Problem description
The records below hold pictures; please leave those out and retype the rest exactly.
## BEGIN
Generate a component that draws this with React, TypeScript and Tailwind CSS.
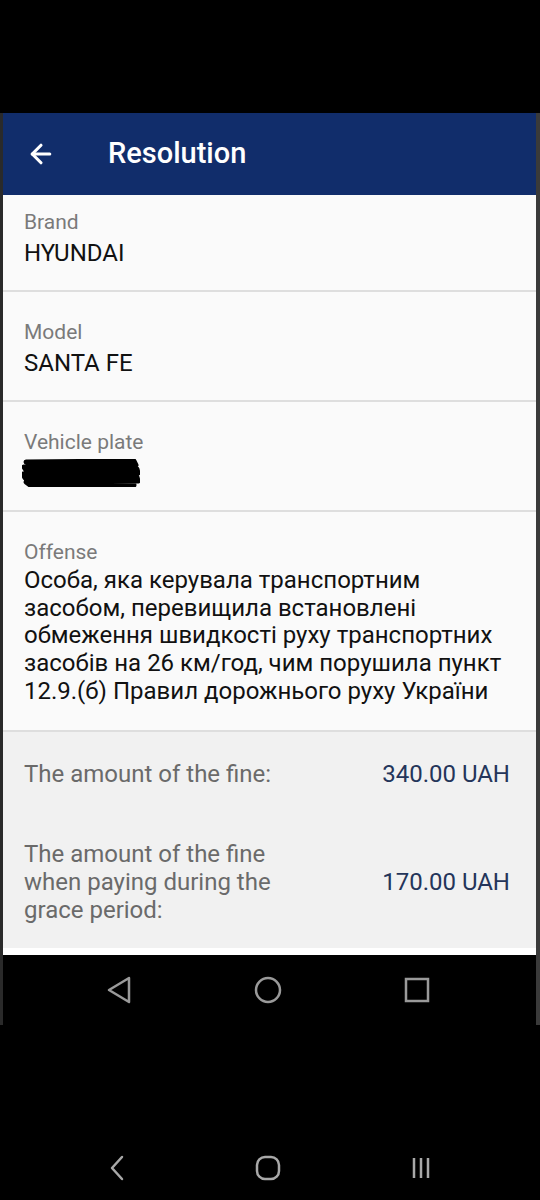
import { ArrowLeft } from "lucide-react";

const Field = ({ label, children, first }: { label: string; children: React.ReactNode; first?: boolean }) => {
  return (
    <div
      className={`flex flex-col px-[21px] pb-[23px] border-b-2 border-[#dedede] ${first ? "pt-[15px]" : "pt-[28px]"}`}
    >
      <div className="text-[21px] leading-[24px] text-[#7a7a7a]">{label}</div>
      <div className="mt-[5px] text-[24px] leading-[28px] text-[#111]">{children}</div>
    </div>
  );
};

const Plate = () => (
  <svg width="118" height="28" viewBox="0 0 118 28" className="-ml-[2px]">
    <path
      d="M4 3 L112 2 L114 6 L2 8 L4 11 L115 10 L116 14 L1 15 L3 19 L115 18 L116 22 L4 23 L8 26 L112 26"
      stroke="#000"
      strokeWidth="5"
      fill="none"
      strokeLinejoin="round"
      strokeLinecap="round"
    />
    <rect x="6" y="4" width="104" height="20" fill="#000" />
  </svg>
);

const App = () => {
  return (
    <div className="w-[540px] h-[1200px] bg-black flex flex-col" style={{ fontFamily: "Roboto, 'Noto Sans', sans-serif" }}>
      <div className="h-[113px]" />
      <div className="flex flex-col border-l-[3px] border-r-[4px] border-l-[#2a2a2a] border-r-[#3a3a3a]">
        <div className="h-[82px] bg-[#112d6b] flex items-center">
          <ArrowLeft size={30} strokeWidth={2.5} className="text-white ml-[23px]" />
          <div className="ml-[52px] text-[29px] font-medium text-white">Resolution</div>
        </div>
        <div className="bg-[#fafafa] flex flex-col">
          <Field label="Brand" first>
            HYUNDAI
          </Field>
          <Field label="Model">SANTA FE</Field>
          <Field label="Vehicle plate">
            <Plate />
          </Field>
          <div className="flex flex-col px-[21px] pt-[28px] pb-[24px] border-b-2 border-[#dedede]">
            <div className="text-[21px] leading-[24px] text-[#7a7a7a]">Offense</div>
            <div className="mt-[3px] text-[24px] leading-[27.7px] text-[#111]">
              Особа, яка керувала транспортним засобом, перевищила встановлені обмеження швидкості руху транспортних
              засобів на 26 км/год, чим порушила пункт 12.9.(б) Правил дорожнього руху України
            </div>
          </div>
        </div>
        <div className="bg-[#f1f1f1] flex flex-col px-[21px] pt-[28px] pb-[24px] gap-[52px]">
          <div className="flex items-center justify-between text-[24px] leading-[28px]">
            <div className="text-[#6a6a6a]">The amount of the fine:</div>
            <div className="text-[#24355a] pr-[5px]">340.00 UAH</div>
          </div>
          <div className="flex items-center justify-between text-[24px] leading-[28px]">
            <div className="text-[#6a6a6a] w-[275px]">The amount of the fine when paying during the grace period:</div>
            <div className="text-[#24355a] pr-[5px]">170.00 UAH</div>
          </div>
        </div>
        <div className="h-[7px] bg-white" />
        <div className="h-[70px] bg-black flex items-center justify-center gap-[120px] pr-[4px]">
          <svg width="28" height="30" viewBox="0 0 28 30">
            <path d="M24 3 L4 15 L24 27 Z" fill="none" stroke="#9a9a9a" strokeWidth="2.5" strokeLinejoin="round" />
          </svg>
          <svg width="30" height="30" viewBox="0 0 30 30">
            <circle cx="15" cy="15" r="12" fill="none" stroke="#9a9a9a" strokeWidth="2.5" />
          </svg>
          <svg width="28" height="28" viewBox="0 0 28 28">
            <rect x="3" y="3" width="22" height="22" fill="none" stroke="#9a9a9a" strokeWidth="2.5" />
          </svg>
        </div>
      </div>
      <div className="flex-1 flex items-end pb-[5px]">
        <div className="w-full h-[55px] flex items-center justify-center gap-[127px]">
          <svg width="20" height="28" viewBox="0 0 20 28">
            <path d="M15 3 L5 14 L15 25" fill="none" stroke="#a8a8a8" strokeWidth="2.5" strokeLinecap="round" strokeLinejoin="round" />
          </svg>
          <svg width="28" height="28" viewBox="0 0 28 28">
            <rect x="3" y="3" width="22" height="22" rx="8" fill="none" stroke="#a8a8a8" strokeWidth="2.5" />
          </svg>
          <svg width="24" height="28" viewBox="0 0 24 28">
            <path d="M5 4 V24 M12 4 V24 M19 4 V24" stroke="#a8a8a8" strokeWidth="2.5" />
          </svg>
        </div>
      </div>
    </div>
  );
};

export default App;
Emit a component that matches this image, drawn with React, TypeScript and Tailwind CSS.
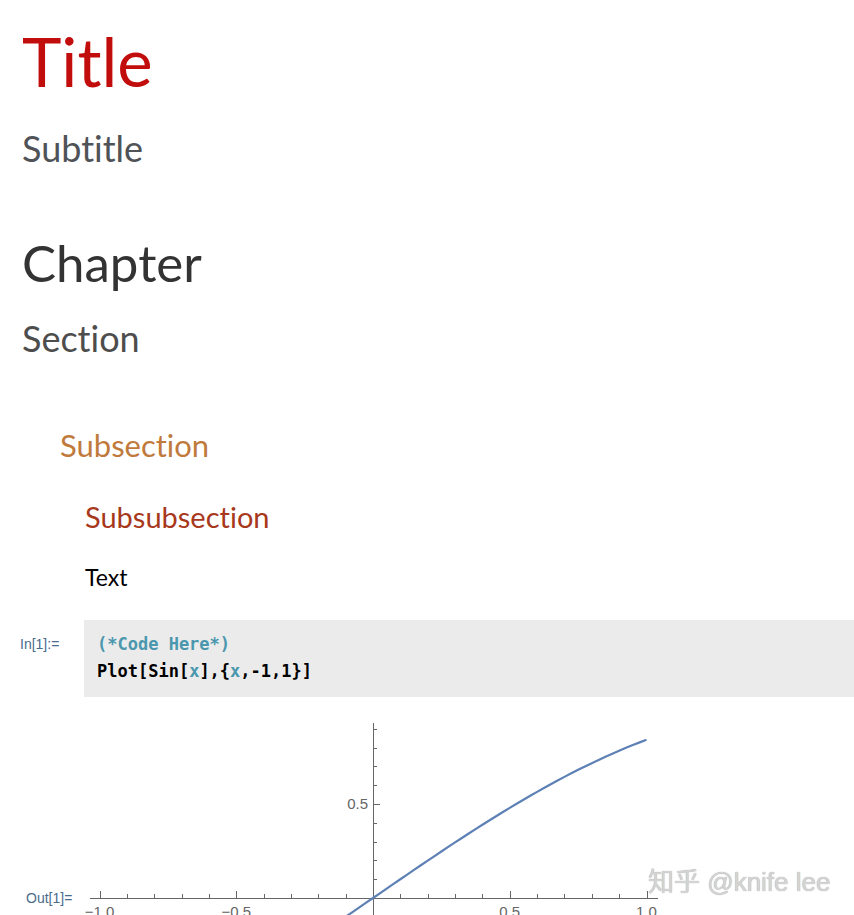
## END
Solution to this exercise
Generate a component that draws this with React, TypeScript and Tailwind CSS.
import { ArrowLeft } from "lucide-react";

const Field = ({ label, children, first }: { label: string; children: React.ReactNode; first?: boolean }) => {
  return (
    <div
      className={`flex flex-col px-[21px] pb-[23px] border-b-2 border-[#dedede] ${first ? "pt-[15px]" : "pt-[28px]"}`}
    >
      <div className="text-[21px] leading-[24px] text-[#7a7a7a]">{label}</div>
      <div className="mt-[5px] text-[24px] leading-[28px] text-[#111]">{children}</div>
    </div>
  );
};

const Plate = () => (
  <svg width="118" height="28" viewBox="0 0 118 28" className="-ml-[2px]">
    <path
      d="M4 3 L112 2 L114 6 L2 8 L4 11 L115 10 L116 14 L1 15 L3 19 L115 18 L116 22 L4 23 L8 26 L112 26"
      stroke="#000"
      strokeWidth="5"
      fill="none"
      strokeLinejoin="round"
      strokeLinecap="round"
    />
    <rect x="6" y="4" width="104" height="20" fill="#000" />
  </svg>
);

const App = () => {
  return (
    <div className="w-[540px] h-[1200px] bg-black flex flex-col" style={{ fontFamily: "Roboto, 'Noto Sans', sans-serif" }}>
      <div className="h-[113px]" />
      <div className="flex flex-col border-l-[3px] border-r-[4px] border-l-[#2a2a2a] border-r-[#3a3a3a]">
        <div className="h-[82px] bg-[#112d6b] flex items-center">
          <ArrowLeft size={30} strokeWidth={2.5} className="text-white ml-[23px]" />
          <div className="ml-[52px] text-[29px] font-medium text-white">Resolution</div>
        </div>
        <div className="bg-[#fafafa] flex flex-col">
          <Field label="Brand" first>
            HYUNDAI
          </Field>
          <Field label="Model">SANTA FE</Field>
          <Field label="Vehicle plate">
            <Plate />
          </Field>
          <div className="flex flex-col px-[21px] pt-[28px] pb-[24px] border-b-2 border-[#dedede]">
            <div className="text-[21px] leading-[24px] text-[#7a7a7a]">Offense</div>
            <div className="mt-[3px] text-[24px] leading-[27.7px] text-[#111]">
              Особа, яка керувала транспортним засобом, перевищила встановлені обмеження швидкості руху транспортних
              засобів на 26 км/год, чим порушила пункт 12.9.(б) Правил дорожнього руху України
            </div>
          </div>
        </div>
        <div className="bg-[#f1f1f1] flex flex-col px-[21px] pt-[28px] pb-[24px] gap-[52px]">
          <div className="flex items-center justify-between text-[24px] leading-[28px]">
            <div className="text-[#6a6a6a]">The amount of the fine:</div>
            <div className="text-[#24355a] pr-[5px]">340.00 UAH</div>
          </div>
          <div className="flex items-center justify-between text-[24px] leading-[28px]">
            <div className="text-[#6a6a6a] w-[275px]">The amount of the fine when paying during the grace period:</div>
            <div className="text-[#24355a] pr-[5px]">170.00 UAH</div>
          </div>
        </div>
        <div className="h-[7px] bg-white" />
        <div className="h-[70px] bg-black flex items-center justify-center gap-[120px] pr-[4px]">
          <svg width="28" height="30" viewBox="0 0 28 30">
            <path d="M24 3 L4 15 L24 27 Z" fill="none" stroke="#9a9a9a" strokeWidth="2.5" strokeLinejoin="round" />
          </svg>
          <svg width="30" height="30" viewBox="0 0 30 30">
            <circle cx="15" cy="15" r="12" fill="none" stroke="#9a9a9a" strokeWidth="2.5" />
          </svg>
          <svg width="28" height="28" viewBox="0 0 28 28">
            <rect x="3" y="3" width="22" height="22" fill="none" stroke="#9a9a9a" strokeWidth="2.5" />
          </svg>
        </div>
      </div>
      <div className="flex-1 flex items-end pb-[5px]">
        <div className="w-full h-[55px] flex items-center justify-center gap-[127px]">
          <svg width="20" height="28" viewBox="0 0 20 28">
            <path d="M15 3 L5 14 L15 25" fill="none" stroke="#a8a8a8" strokeWidth="2.5" strokeLinecap="round" strokeLinejoin="round" />
          </svg>
          <svg width="28" height="28" viewBox="0 0 28 28">
            <rect x="3" y="3" width="22" height="22" rx="8" fill="none" stroke="#a8a8a8" strokeWidth="2.5" />
          </svg>
          <svg width="24" height="28" viewBox="0 0 24 28">
            <path d="M5 4 V24 M12 4 V24 M19 4 V24" stroke="#a8a8a8" strokeWidth="2.5" />
          </svg>
        </div>
      </div>
    </div>
  );
};

export default App;
Emit a component that matches this image, drawn with React, TypeScript and Tailwind CSS.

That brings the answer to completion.